In order to stay out of criminal court, consult with your divorce lawyer about the nisi period before you remarry.  And, if you must remarry before your divorce is final, as the caller above insisted, consider doing a commitment ceremony instead with no legal elements.

Have you properly prepared yourself for divorce?


Yesterday, a client confided in me that she did not realize how much her divorce would change her life.  She discussed how moving out of her prior home had impacted her social life, financial stability, and emotional welfare.  Indeed, many people naively conceive divorce as an excision of only one unhealthy relationship, and do not properly consider the impact it has on all arenas of life.  Before initiating a divorce, ask yourself the following questions:


1) If you divided up your household income in two, what would be the figure?  Could you live on only half of your current household income?  Are you willing to reduce the size of your home, the frequency of vacations, the amount you spend shopping, etc?

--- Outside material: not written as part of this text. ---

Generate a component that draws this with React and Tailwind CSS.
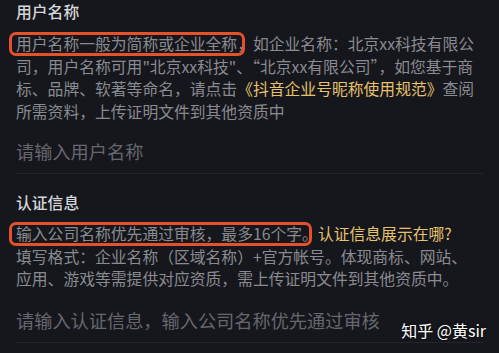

2) If you are currently unemployed, you will probably need to obtain employment in order to live without your spouse’s income.  Are you able to find new employment?  Are you willing to work outside the home?


3) Are you able to identify all marital assets and locate them?  Do you know the value of your marital home, cars, investment accounts, retirement assets, 529 accounts?

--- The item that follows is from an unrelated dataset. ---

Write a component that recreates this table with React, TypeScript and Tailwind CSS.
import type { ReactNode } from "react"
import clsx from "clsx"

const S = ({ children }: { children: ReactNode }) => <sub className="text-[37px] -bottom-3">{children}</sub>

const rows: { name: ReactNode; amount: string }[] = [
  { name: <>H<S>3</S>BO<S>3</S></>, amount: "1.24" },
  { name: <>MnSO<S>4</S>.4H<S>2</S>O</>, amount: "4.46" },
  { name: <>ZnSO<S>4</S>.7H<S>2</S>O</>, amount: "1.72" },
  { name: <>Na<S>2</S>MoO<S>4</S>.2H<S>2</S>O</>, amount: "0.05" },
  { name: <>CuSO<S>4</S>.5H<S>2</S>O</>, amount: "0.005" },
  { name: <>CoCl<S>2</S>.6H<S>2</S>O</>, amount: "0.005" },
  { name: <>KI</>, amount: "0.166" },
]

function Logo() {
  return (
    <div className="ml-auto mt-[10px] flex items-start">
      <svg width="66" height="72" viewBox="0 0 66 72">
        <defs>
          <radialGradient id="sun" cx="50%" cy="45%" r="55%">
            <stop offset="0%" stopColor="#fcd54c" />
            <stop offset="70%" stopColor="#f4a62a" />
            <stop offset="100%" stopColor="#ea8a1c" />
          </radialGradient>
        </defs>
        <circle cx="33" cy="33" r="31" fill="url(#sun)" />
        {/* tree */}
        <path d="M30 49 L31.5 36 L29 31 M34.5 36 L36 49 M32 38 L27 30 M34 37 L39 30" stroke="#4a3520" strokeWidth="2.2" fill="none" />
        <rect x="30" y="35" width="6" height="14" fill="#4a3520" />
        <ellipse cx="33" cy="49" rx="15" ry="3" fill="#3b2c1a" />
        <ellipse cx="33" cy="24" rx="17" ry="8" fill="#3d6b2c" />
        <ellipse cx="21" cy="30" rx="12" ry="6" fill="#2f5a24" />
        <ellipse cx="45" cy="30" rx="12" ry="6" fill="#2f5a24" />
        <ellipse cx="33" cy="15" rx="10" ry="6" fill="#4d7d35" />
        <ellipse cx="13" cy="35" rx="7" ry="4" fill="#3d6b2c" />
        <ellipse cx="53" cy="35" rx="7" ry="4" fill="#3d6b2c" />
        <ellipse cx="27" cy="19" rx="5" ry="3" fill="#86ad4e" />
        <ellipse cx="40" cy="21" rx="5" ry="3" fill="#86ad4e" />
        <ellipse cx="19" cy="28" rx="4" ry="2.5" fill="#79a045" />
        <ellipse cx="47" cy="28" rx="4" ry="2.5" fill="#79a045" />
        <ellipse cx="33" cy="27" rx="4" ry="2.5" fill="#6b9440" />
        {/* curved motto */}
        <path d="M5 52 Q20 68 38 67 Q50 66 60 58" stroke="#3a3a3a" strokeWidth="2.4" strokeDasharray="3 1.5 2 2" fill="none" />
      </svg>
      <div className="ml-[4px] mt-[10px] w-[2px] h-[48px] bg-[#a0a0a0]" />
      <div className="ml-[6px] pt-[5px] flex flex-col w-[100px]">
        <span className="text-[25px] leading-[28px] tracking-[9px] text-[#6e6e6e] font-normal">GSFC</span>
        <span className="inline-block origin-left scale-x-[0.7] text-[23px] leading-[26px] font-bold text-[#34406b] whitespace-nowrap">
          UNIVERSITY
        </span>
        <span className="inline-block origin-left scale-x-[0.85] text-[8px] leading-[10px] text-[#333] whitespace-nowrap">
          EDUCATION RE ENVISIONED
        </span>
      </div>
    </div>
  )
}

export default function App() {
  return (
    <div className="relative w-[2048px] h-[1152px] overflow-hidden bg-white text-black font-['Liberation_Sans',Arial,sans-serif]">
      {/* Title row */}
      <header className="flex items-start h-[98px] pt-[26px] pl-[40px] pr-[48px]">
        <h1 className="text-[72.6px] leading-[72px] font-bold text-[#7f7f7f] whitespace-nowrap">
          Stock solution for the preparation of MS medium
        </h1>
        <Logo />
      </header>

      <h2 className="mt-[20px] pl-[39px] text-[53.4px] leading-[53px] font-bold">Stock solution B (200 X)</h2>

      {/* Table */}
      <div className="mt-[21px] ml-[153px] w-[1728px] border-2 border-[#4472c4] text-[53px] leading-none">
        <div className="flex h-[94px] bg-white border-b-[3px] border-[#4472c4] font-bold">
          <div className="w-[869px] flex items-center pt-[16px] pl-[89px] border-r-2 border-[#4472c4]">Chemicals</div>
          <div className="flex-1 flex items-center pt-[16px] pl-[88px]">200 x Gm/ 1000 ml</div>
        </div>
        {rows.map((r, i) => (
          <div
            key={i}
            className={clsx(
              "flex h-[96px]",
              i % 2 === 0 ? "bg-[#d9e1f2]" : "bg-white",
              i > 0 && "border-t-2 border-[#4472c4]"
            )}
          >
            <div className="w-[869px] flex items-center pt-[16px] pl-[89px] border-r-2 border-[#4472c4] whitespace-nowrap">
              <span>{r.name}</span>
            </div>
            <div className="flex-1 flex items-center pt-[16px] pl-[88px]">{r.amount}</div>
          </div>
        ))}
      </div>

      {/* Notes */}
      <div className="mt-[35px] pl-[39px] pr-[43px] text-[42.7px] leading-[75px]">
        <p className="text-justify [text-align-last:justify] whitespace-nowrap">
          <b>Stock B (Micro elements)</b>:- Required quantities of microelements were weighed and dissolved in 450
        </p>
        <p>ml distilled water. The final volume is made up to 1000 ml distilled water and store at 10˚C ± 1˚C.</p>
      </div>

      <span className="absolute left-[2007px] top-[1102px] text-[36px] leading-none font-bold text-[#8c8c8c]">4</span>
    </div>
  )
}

4) If you do not currently handle your household finances, how will you budget and manage the finances once you have your own household?  Do you have a financial planner? 


5) Can you conceptualize how this divorce might impact you and your spouse emotionally?  Are you prepared to co-parent in the wake of your spouse’s initial anger?


6) Can you conceptualize how this divorce might impact you and your spouse socially?  If you both have your closest friends through your son’s soccer team, will you continue to be comfortable socializing with the soccer team parents together?


7) Are you prepared for your in-laws and other friends to initially resent you?


8) Co-parenting can be challenging.  How do you feel about only celebrating Christmas with your children on alternating years? 

How is child support determined?


As I’ve discussed previously on this blog, child support is a formula with a limited number of variables.  Your attorney, the Department of Revenue’s attorney, or the court will employ the formula. 


In Massachusetts, the first variable is weekly income.  The court needs to know the weekly income of the payor and the payee.  People with traditional employment can use their last three pay stubs and W-2s to prove the total income.  People who are self-employed should prepare for a bit of tension over their income, since opposing counsel might request their company’s books and accounts, a deposition of the bookkeeper, and tax documentation.  Beware that commissions, royalties, bonuses, dividends, veteran’s benefits, unemployment, pensions, rental income, and more count as income.


The next variable is weekly child care costs.  This figure must be the reasonable child care costs due to a party’s gainful employment.  In other words, a stay-at-home parent is probably not going to receive a credit for a weekly nanny, unless the attorneys can make an argument for a deviation from the regular child support formula.  This figure is then deducted from the gross income of the party who pays the child care.


Health insurance costs for the minor children are also deducted from the gross income of the party who pays health insurance.  The party who covers the health insurance should provide a print-out from their human resources department indicating the exact cost to cover the children.  This is not necessarily the amount the party pays.  Instead, it is the amount the party pays minus the amount the party would pay for an individual, non-family plan.  The party who covers insurance should similarly provide the figures for dental and vision insurance for the children.


The final variable is other child support obligations, which are only relevant where there is a legal obligation to pay child support.  To get credit for child support, you must have a standing order to pay.  Most likely, you will not receive a full credit for support where you are overpaying a support order, paying support to an emancipated child, or paying for a child whose support has never been adjudicated.